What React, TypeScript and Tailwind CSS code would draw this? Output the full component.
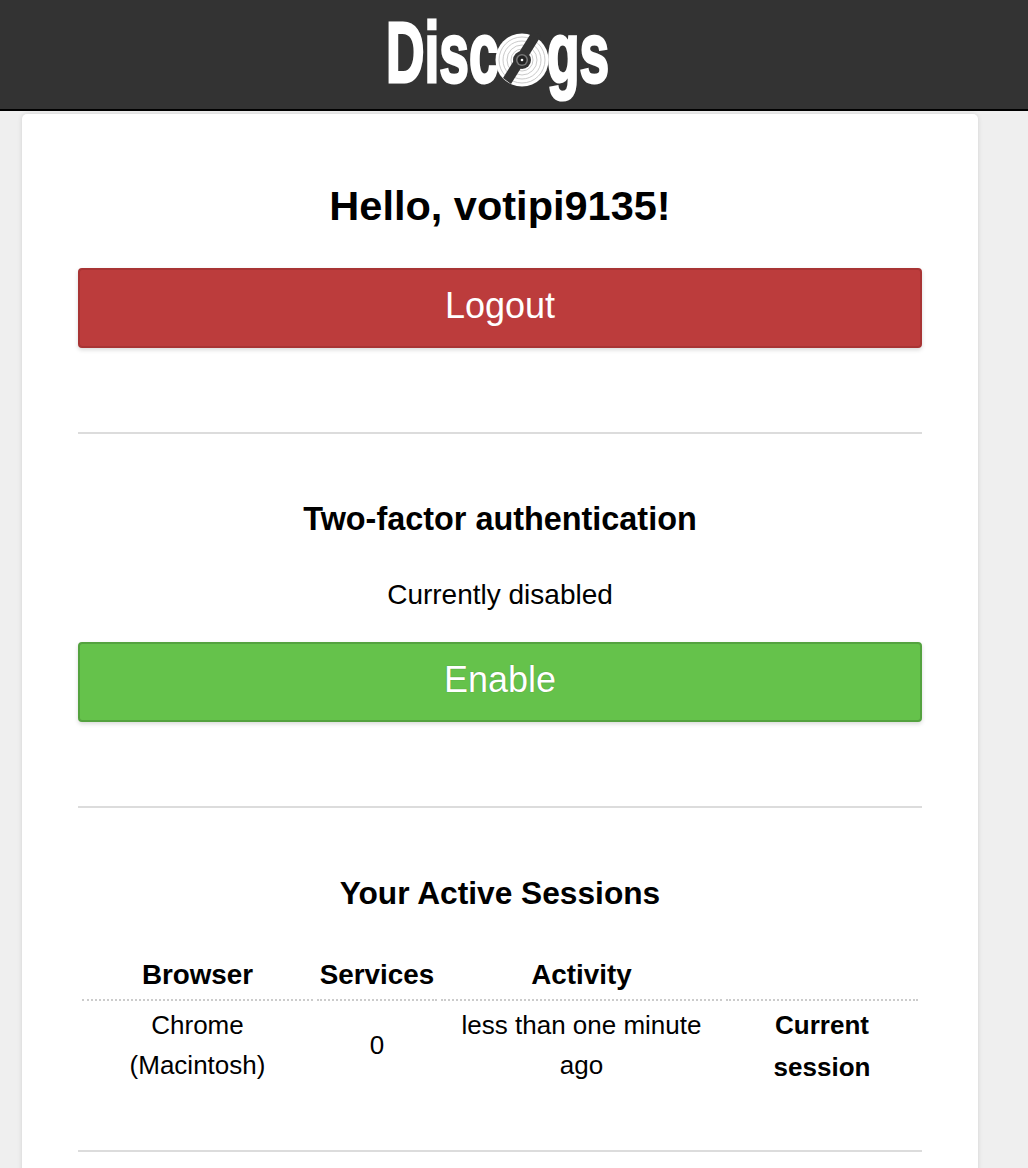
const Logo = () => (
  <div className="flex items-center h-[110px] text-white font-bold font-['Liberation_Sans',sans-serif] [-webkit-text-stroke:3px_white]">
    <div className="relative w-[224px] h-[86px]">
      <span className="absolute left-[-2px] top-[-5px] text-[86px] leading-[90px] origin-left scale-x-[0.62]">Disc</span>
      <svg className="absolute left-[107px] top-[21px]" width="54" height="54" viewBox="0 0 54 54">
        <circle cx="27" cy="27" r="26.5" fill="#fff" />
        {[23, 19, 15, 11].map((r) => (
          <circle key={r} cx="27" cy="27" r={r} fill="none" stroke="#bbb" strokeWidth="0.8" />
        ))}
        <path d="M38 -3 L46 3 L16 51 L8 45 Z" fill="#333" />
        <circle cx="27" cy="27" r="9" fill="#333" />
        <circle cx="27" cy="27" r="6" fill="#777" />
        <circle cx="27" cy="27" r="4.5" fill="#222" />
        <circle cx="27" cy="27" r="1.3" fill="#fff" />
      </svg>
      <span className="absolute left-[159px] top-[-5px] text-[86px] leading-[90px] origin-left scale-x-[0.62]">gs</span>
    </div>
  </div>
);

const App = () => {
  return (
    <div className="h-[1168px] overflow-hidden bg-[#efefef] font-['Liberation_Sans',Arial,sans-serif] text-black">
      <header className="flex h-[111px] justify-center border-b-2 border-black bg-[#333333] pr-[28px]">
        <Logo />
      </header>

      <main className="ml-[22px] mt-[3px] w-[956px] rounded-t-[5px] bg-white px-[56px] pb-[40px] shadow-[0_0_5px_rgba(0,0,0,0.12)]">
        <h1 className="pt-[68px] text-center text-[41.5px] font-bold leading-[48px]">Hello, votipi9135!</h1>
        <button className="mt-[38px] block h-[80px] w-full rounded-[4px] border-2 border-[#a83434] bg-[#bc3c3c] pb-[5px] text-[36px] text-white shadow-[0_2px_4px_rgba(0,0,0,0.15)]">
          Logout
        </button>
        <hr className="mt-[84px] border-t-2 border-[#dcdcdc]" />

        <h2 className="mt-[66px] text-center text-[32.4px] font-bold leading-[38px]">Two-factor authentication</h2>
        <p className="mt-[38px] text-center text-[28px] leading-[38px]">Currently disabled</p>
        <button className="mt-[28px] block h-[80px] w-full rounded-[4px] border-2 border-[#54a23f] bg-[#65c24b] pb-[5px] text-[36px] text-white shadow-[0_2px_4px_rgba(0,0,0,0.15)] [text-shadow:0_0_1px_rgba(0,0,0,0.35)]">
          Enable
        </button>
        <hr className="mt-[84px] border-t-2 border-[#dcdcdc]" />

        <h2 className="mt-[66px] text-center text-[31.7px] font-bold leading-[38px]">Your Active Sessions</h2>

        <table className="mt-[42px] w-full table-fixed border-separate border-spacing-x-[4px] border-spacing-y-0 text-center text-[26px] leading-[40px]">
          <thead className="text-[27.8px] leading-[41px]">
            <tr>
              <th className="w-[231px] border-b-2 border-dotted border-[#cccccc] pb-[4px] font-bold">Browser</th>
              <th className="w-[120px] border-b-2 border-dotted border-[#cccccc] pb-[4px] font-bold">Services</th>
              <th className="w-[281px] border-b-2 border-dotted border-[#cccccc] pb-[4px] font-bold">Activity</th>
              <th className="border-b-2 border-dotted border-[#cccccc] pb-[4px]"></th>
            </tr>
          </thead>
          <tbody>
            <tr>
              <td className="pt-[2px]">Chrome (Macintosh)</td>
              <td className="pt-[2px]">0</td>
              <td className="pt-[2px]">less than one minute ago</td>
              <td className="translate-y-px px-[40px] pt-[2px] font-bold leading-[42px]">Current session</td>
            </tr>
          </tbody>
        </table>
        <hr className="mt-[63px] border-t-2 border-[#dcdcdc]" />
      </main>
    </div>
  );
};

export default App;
...
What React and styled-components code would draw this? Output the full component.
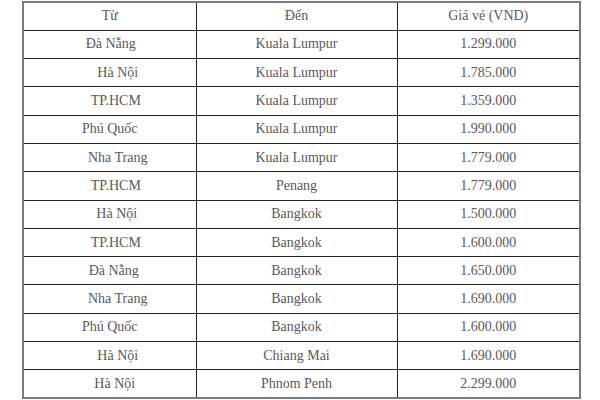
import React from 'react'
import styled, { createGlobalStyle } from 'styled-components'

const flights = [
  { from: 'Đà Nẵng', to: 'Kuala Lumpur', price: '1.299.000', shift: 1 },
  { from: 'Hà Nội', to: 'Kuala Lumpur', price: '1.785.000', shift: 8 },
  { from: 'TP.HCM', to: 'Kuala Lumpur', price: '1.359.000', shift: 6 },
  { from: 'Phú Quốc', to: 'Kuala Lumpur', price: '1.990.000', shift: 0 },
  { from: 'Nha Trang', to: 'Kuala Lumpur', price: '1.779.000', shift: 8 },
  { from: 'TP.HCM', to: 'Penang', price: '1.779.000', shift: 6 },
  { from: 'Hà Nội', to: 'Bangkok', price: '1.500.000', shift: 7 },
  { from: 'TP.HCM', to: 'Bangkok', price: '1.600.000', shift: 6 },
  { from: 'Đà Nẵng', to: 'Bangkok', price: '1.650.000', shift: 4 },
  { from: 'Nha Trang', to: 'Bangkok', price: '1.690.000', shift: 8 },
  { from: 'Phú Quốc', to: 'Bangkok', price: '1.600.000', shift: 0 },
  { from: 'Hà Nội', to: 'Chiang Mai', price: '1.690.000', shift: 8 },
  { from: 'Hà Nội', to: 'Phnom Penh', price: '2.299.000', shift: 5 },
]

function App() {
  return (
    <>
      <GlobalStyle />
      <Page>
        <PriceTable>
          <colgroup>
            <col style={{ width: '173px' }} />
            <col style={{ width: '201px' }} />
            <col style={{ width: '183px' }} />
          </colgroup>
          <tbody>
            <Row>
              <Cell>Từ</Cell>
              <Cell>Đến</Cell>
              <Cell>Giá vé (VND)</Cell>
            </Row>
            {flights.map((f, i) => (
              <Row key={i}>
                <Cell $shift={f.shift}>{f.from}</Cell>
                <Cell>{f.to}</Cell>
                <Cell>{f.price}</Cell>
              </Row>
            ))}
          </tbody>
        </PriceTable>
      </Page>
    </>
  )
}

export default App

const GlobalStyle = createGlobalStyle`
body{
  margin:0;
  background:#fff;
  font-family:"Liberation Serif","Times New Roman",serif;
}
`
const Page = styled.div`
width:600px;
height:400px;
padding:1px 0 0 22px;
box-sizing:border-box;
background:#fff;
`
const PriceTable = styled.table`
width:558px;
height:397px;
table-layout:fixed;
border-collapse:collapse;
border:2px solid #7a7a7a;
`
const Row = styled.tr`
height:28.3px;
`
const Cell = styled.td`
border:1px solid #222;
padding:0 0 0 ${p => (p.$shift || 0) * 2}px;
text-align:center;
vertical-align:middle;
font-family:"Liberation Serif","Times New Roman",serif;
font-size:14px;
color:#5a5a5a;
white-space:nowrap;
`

*Brief*. Locate each line with the word "styled" and copy it.

*Output*.
What React and styled-components code would draw this? Output the full component.
import styled, { createGlobalStyle } from 'styled-components'
const Page = styled.div`
const PriceTable = styled.table`
const Row = styled.tr`
const Cell = styled.td`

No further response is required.